Objective ▸
Spot each line that carries the word "React"; copy those lines.

Given data ▸
>> START

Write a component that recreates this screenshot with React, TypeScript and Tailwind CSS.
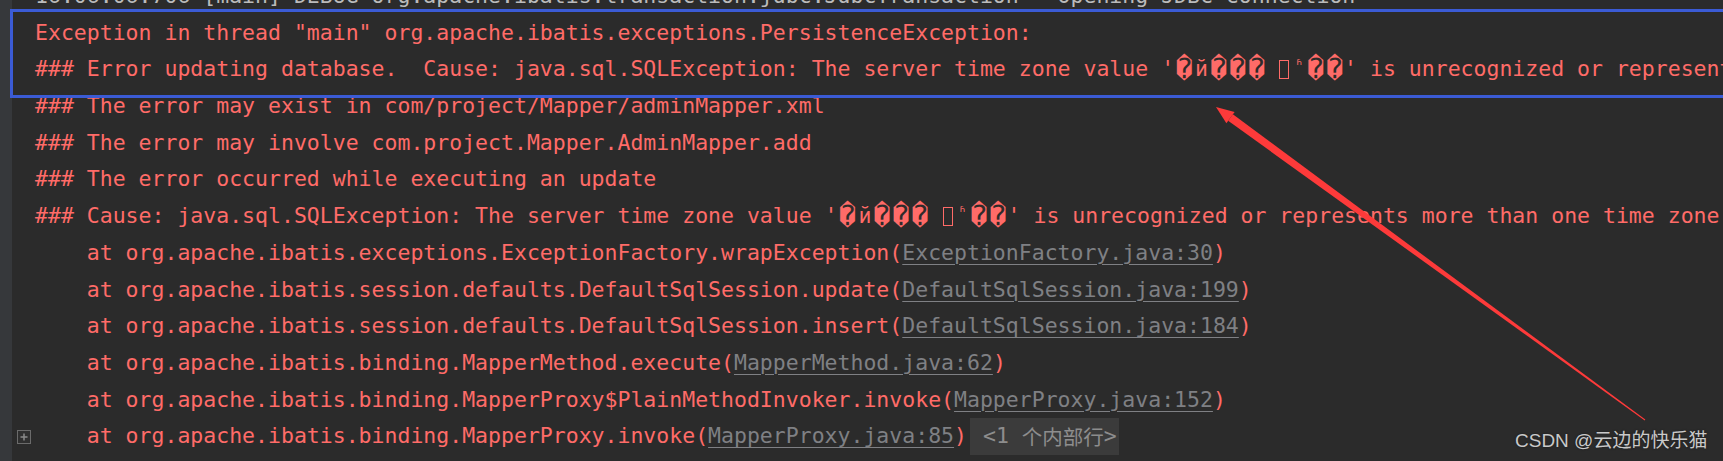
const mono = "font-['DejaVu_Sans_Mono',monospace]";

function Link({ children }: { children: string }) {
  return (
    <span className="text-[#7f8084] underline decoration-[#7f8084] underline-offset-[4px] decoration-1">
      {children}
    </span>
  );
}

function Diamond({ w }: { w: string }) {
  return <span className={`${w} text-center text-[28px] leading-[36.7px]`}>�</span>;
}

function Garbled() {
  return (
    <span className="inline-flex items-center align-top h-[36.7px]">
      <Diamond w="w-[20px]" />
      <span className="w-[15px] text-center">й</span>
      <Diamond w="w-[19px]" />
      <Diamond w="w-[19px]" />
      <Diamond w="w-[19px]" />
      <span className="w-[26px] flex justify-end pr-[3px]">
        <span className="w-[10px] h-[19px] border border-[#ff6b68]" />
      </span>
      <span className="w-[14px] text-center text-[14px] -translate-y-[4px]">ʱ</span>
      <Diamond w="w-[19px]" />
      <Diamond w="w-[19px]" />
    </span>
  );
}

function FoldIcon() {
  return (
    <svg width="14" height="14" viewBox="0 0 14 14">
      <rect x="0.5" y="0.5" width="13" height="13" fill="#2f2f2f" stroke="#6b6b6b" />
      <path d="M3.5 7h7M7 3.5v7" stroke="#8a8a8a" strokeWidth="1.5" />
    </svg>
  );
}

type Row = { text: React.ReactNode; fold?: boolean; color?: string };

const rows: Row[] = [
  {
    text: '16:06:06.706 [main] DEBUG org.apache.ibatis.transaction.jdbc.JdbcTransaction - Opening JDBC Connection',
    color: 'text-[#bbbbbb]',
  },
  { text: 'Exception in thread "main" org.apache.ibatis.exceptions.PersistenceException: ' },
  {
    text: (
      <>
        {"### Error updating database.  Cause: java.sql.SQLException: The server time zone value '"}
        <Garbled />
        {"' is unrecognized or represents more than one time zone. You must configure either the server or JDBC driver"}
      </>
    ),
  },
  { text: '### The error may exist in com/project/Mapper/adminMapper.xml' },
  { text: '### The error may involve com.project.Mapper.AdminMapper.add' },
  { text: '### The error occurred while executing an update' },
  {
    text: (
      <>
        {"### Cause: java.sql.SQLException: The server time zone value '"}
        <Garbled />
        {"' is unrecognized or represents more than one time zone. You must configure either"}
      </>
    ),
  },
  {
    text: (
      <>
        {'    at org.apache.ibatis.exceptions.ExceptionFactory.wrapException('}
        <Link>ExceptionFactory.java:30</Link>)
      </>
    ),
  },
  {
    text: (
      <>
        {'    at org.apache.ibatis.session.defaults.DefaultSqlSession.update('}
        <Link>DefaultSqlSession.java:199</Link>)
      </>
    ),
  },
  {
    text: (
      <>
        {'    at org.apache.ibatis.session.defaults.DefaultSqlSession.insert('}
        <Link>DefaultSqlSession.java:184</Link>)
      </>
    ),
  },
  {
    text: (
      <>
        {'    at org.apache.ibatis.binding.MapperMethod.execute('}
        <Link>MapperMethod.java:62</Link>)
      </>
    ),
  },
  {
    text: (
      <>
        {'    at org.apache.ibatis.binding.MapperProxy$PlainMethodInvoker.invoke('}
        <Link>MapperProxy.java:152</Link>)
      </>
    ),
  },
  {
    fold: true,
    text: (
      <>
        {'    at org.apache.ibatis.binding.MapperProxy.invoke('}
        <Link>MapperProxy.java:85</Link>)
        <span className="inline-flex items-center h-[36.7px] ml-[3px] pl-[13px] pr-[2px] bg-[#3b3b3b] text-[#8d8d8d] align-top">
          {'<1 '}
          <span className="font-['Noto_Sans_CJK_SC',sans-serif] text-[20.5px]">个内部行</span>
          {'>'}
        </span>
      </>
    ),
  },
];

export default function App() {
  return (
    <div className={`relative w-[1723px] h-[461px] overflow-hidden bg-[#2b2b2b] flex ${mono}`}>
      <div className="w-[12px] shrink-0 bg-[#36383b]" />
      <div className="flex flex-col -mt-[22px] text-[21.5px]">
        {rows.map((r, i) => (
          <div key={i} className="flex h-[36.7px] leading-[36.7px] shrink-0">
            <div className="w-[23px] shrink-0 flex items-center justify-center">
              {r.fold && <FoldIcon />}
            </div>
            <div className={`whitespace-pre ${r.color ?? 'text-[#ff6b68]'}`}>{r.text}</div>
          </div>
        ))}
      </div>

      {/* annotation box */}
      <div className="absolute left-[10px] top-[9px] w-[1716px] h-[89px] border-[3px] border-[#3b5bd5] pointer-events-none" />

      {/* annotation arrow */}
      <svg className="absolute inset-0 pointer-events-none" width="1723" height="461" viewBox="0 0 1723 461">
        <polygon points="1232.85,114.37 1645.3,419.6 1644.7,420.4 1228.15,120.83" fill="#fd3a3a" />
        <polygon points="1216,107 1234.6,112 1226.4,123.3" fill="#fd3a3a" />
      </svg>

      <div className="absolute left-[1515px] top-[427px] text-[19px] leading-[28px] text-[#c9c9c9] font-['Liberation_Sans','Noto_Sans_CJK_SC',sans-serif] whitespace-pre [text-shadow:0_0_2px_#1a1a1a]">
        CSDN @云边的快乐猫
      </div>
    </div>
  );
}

>> END

Result ▸
Write a component that recreates this screenshot with React, TypeScript and Tailwind CSS.
type Row = { text: React.ReactNode; fold?: boolean; color?: string };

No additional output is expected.